═════ Records provided

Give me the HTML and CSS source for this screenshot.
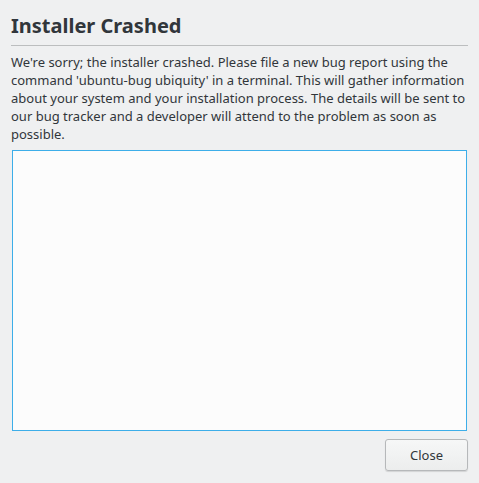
FILE: index.html
```html
<!DOCTYPE html>
<html>
<head>
<meta charset="utf-8">
<link rel="stylesheet" href="styles.css">
</head>
<body>
<div class="dialog">
  <h1 class="title">Installer Crashed</h1>
  <div class="sep"></div>
  <p class="msg">We're sorry; the installer crashed. Please file a new bug report using the command 'ubuntu-bug ubiquity' in a terminal. This will gather information about your system and your installation process. The details will be sent to our bug tracker and a developer will attend to the problem as soon as possible.</p>
  <div class="log"></div>
  <div class="buttons"><button class="btn">Close</button></div>
</div>
</body>
</html>
```
FILE: styles.css
```css
html, body {
  margin: 0;
  padding: 0;
  background: #eff0f1;
  width: 479px;
  height: 483px;
  overflow: hidden;
}
.dialog {
  font-family: "Noto Sans", sans-serif;
  color: #31363b;
  padding: 11px 11px 0 11px;
  display: flex;
  flex-direction: column;
}
.title {
  margin: 0;
  font-size: 20px;
  font-weight: bold;
  line-height: 28px;
  height: 28px;
  padding-top: 1px;
}
.sep {
  height: 1px;
  background: #bcbebf;
  margin: 5px 0 0 0;
  width: 457px;
}
.msg {
  margin: 7px 0 0 0;
  font-size: 13px;
  line-height: 18px;
  width: 460px;
}
.log {
  margin: 7px 0 0 1px;
  width: 453px;
  height: 279px;
  background: #fcfcfc;
  border: 1px solid #3daee9;
}
.buttons {
  display: flex;
  justify-content: flex-end;
  margin-top: 8px;
  width: 457px;
}
.btn {
  font-family: "Noto Sans", sans-serif;
  font-size: 13px;
  color: #31363b;
  width: 83px;
  height: 32px;
  border: 1px solid #b6b8ba;
  border-radius: 3px;
  background: linear-gradient(#f6f7f7, #eceded);
  box-shadow: 0 1px 1px rgba(0,0,0,0.12);
  padding: 0;
}
```
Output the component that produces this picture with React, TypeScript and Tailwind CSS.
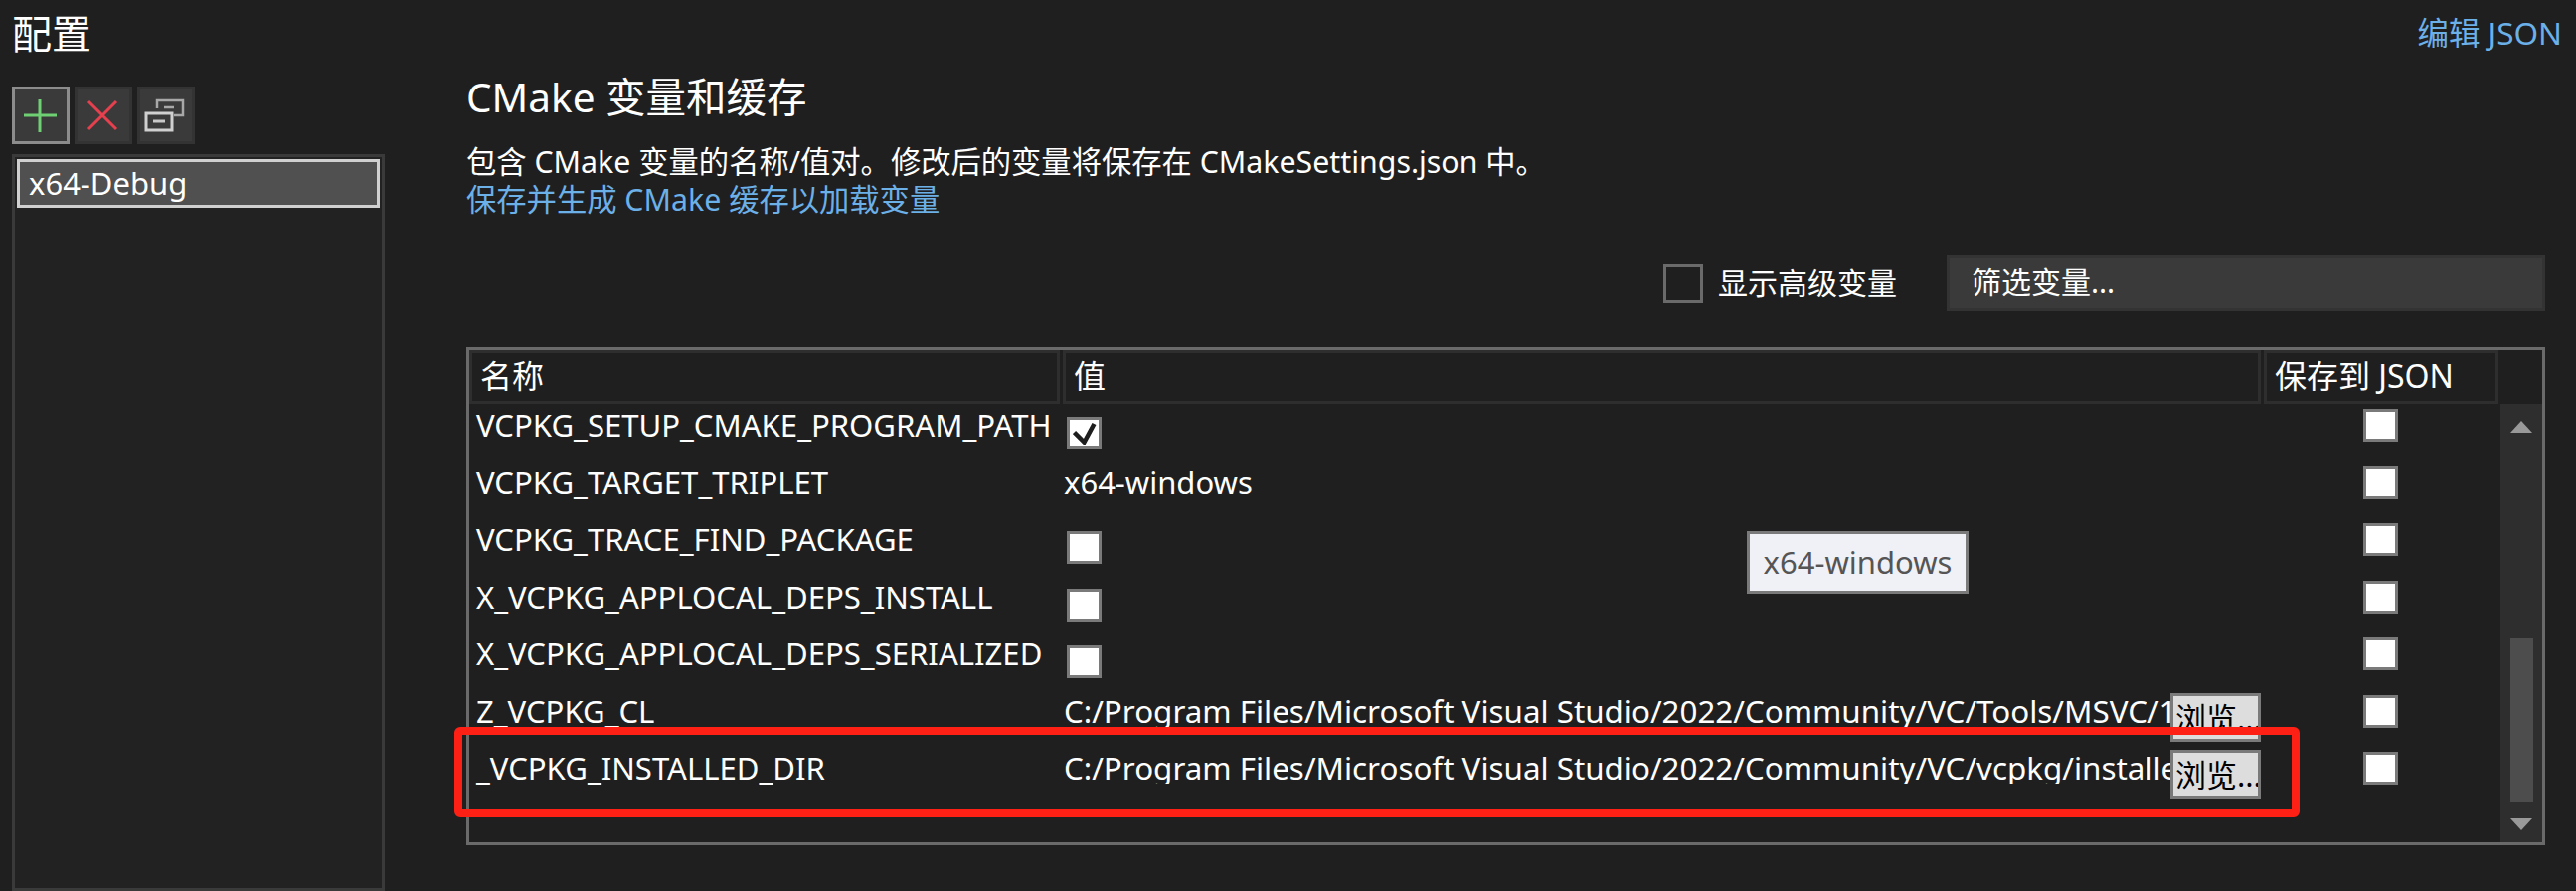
import React from 'react';

const font = { fontFamily: '"Noto Sans", "Noto Sans CJK SC", sans-serif' };

const rows = [
  { name: 'VCPKG_SETUP_CMAKE_PROGRAM_PATH', kind: 'checked', value: '' },
  { name: 'VCPKG_TARGET_TRIPLET', kind: 'text', value: 'x64-windows' },
  { name: 'VCPKG_TRACE_FIND_PACKAGE', kind: 'check', value: '' },
  { name: 'X_VCPKG_APPLOCAL_DEPS_INSTALL', kind: 'check', value: '' },
  { name: 'X_VCPKG_APPLOCAL_DEPS_SERIALIZED', kind: 'check', value: '' },
  { name: 'Z_VCPKG_CL', kind: 'path', value: 'C:/Program Files/Microsoft Visual Studio/2022/Community/VC/Tools/MSVC/14.38.33130/bin/Hostx64/x64/cl.exe' },
  { name: '_VCPKG_INSTALLED_DIR', kind: 'path', value: 'C:/Program Files/Microsoft Visual Studio/2022/Community/VC/vcpkg/installed' },
];

const Check: React.FC<{ checked?: boolean; className?: string }> = ({ checked, className }) => (
  <div className={`flex h-[33px] w-[35px] shrink-0 items-center justify-center border-[3px] border-[#7a7a7a] bg-white ${className ?? ''}`}>
    {checked && (
      <svg width="24" height="24" viewBox="0 0 24 24">
        <path d="M1.5 10.5L11.5 20.5L21.5 2" fill="none" stroke="#1e1e1e" strokeWidth="4.5" />
      </svg>
    )}
  </div>
);

const IconButton: React.FC<{ active?: boolean; children: React.ReactNode }> = ({ active, children }) => (
  <div className={`flex h-[58px] w-[58px] items-center justify-center border-[3px] bg-[#3a3a3a] ${active ? 'border-[#8c8c8c]' : 'border-[#333333]'}`}>
    {children}
  </div>
);

const Row: React.FC<{ row: (typeof rows)[number] }> = ({ row }) => (
  <div className="flex h-[57.5px] shrink-0">
    <div className="w-[594px] shrink-0 pl-[7px] text-[31.1px] leading-[32px] whitespace-nowrap">{row.name}</div>
    <div className="flex w-[1208px] shrink-0 items-start pl-[4px] text-[31px]">
      {row.kind === 'text' && <span className="leading-[32px]">{row.value}</span>}
      {row.kind === 'checked' && <Check checked className="ml-[3px] mt-[8px]" />}
      {row.kind === 'check' && <Check className="ml-[3px] mt-[8px]" />}
      {row.kind === 'path' && (
        <>
          <span className="w-[1113px] shrink-0 overflow-hidden text-[31.35px] leading-[32px] whitespace-nowrap">{row.value}</span>
          <div className="-mt-[2px] h-[49px] w-[91px] shrink-0 overflow-hidden border-[3px] border-[#7a7a7a] bg-[#dddddd] pl-[2px] text-[31px] leading-[44px] whitespace-nowrap text-black">
            浏览...
          </div>
        </>
      )}
    </div>
    <div className="flex flex-1 justify-center pl-[4px]">
      <Check className="mr-[4px]" />
    </div>
  </div>
);

export default function App() {
  return (
    <div className="relative flex h-[896px] w-[2591px] overflow-hidden bg-[#1f1f1f] text-[32px] text-white" style={font}>
      {/* left: configurations */}
      <div className="flex w-[469px] shrink-0 flex-col pl-[12px]">
        <div className="h-[87px] pt-[8px] text-[40px] leading-[52px]">配置</div>
        <div className="flex gap-[5px]">
          <IconButton active>
            <svg className="mr-[3px]" width="36" height="36" viewBox="0 0 36 36">
              <path d="M18 2v33M2 18h33" stroke="#6fcf73" strokeWidth="3" />
            </svg>
          </IconButton>
          <IconButton>
            <svg className="mr-[3px]" width="34" height="34" viewBox="0 0 34 34">
              <path d="M3 3l28 28M31 3L3 31" stroke="#e6404f" strokeWidth="3" />
            </svg>
          </IconButton>
          <IconButton>
            <svg width="44" height="34" viewBox="0 0 44 34">
              <path d="M13 10V2h26v15h-9" fill="none" stroke="#a8a8a8" strokeWidth="2.5" />
              <path d="M20 9h10" stroke="#a8a8a8" strokeWidth="2.5" />
              <rect x="2" y="15" width="26" height="17" fill="#3a3a3a" stroke="#d0d0d0" strokeWidth="3" />
              <path d="M9 23h12" stroke="#c8c8c8" strokeWidth="3" />
            </svg>
          </IconButton>
        </div>
        <div className="mt-[10px] w-[375px] flex-1 border-[3px] border-[#3a3a3a] bg-[#222222] p-[2px]">
          <div className="h-[49px] border-[3px] border-[#d0d0d0] bg-[#505050] pl-[9px] text-[31px] leading-[42px]">x64-Debug</div>
        </div>
      </div>

      {/* right: variables */}
      <div className="flex w-[2091px] shrink-0 flex-col">
        <div className="flex items-start justify-between">
          <div>
            <div className="pt-[72px] text-[40.5px] leading-[52px]">CMake 变量和缓存</div>
            <div className="mt-[18px] text-[30.3px] leading-[42px]">包含 CMake 变量的名称/值对。修改后的变量将保存在 CMakeSettings.json 中。</div>
            <div className="text-[30.3px] leading-[34px] text-[#6cb0e8]">保存并生成 CMake 缓存以加载变量</div>
          </div>
          <div className="mr-[-17px] pt-[12px] text-[31.5px] leading-[42px] text-[#6cb0e8]">编辑 JSON</div>
        </div>
        <div className="mt-[38px] flex items-center justify-end">
          <div className="h-[40px] w-[40px] border-[3px] border-[#6a6a6a]" />
          <div className="ml-[15px] w-[230px] text-[30px] leading-[42px]">显示高级变量</div>
          <div className="h-[57px] w-[602px] border-[3px] border-[#333333] bg-[#3a3a3a] pl-[22px] text-[30px] leading-[50px]">筛选变量...</div>
        </div>
        <div className="mt-[36px] flex h-[501px] flex-col border-[3px] border-[#6a6a6a]">
          <div className="flex h-[54px] shrink-0">
            <div className="mr-[3px] w-[594px] border-[3px] border-[#2e2e2e] pl-[8px] leading-[46px]">名称</div>
            <div className="mr-[3px] w-[1205px] border-[3px] border-[#2e2e2e] pl-[8px] leading-[46px]">值</div>
            <div className="w-[236px] border-[3px] border-[#2e2e2e] pl-[8px] leading-[46px] whitespace-nowrap">保存到 JSON</div>
          </div>
          <div className="flex min-h-0 flex-1">
            <div className="flex min-w-0 flex-1 flex-col pt-[5px]">
              {rows.map(r => (
                <Row key={r.name} row={r} />
              ))}
            </div>
            <div className="flex w-[42px] shrink-0 flex-col items-center justify-between bg-[#2e2e2e] pt-[17px] pb-[12px]">
              <div className="h-0 w-0 border-x-[11px] border-b-[12px] border-x-transparent border-b-[#999999]" />
              <div className="mt-auto mb-[16px] h-[165px] w-[23px] bg-[#4d4d4d]" />
              <div className="h-0 w-0 border-x-[11px] border-t-[12px] border-x-transparent border-t-[#999999]" />
            </div>
          </div>
        </div>
      </div>

      {/* tooltip */}
      <div className="absolute left-[1757px] top-[534px] h-[63px] w-[223px] border-[3px] border-[#7a7a7a] bg-[#f0f1f7] text-center text-[31px] leading-[57px] text-[#555555]">
        x64-windows
      </div>
      {/* red annotation */}
      <div className="absolute left-[457px] top-[731px] h-[91px] w-[1856px] rounded-[6px] border-[8px] border-[#ff2015]" />
    </div>
  );
}
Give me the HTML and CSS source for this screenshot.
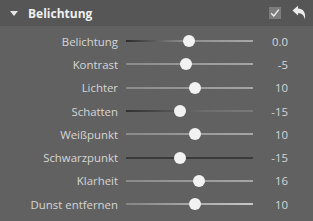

══════════

To do: Which lines contain "React"? Copy each of them.

Complete response:
Output the component that produces this picture with React, TypeScript and Tailwind CSS.
import React from 'react';
const Check: React.FC<{ checked?: boolean; className?: string }> = ({ checked, className }) => (
const IconButton: React.FC<{ active?: boolean; children: React.ReactNode }> = ({ active, children }) => (
const Row: React.FC<{ row: (typeof rows)[number] }> = ({ row }) => (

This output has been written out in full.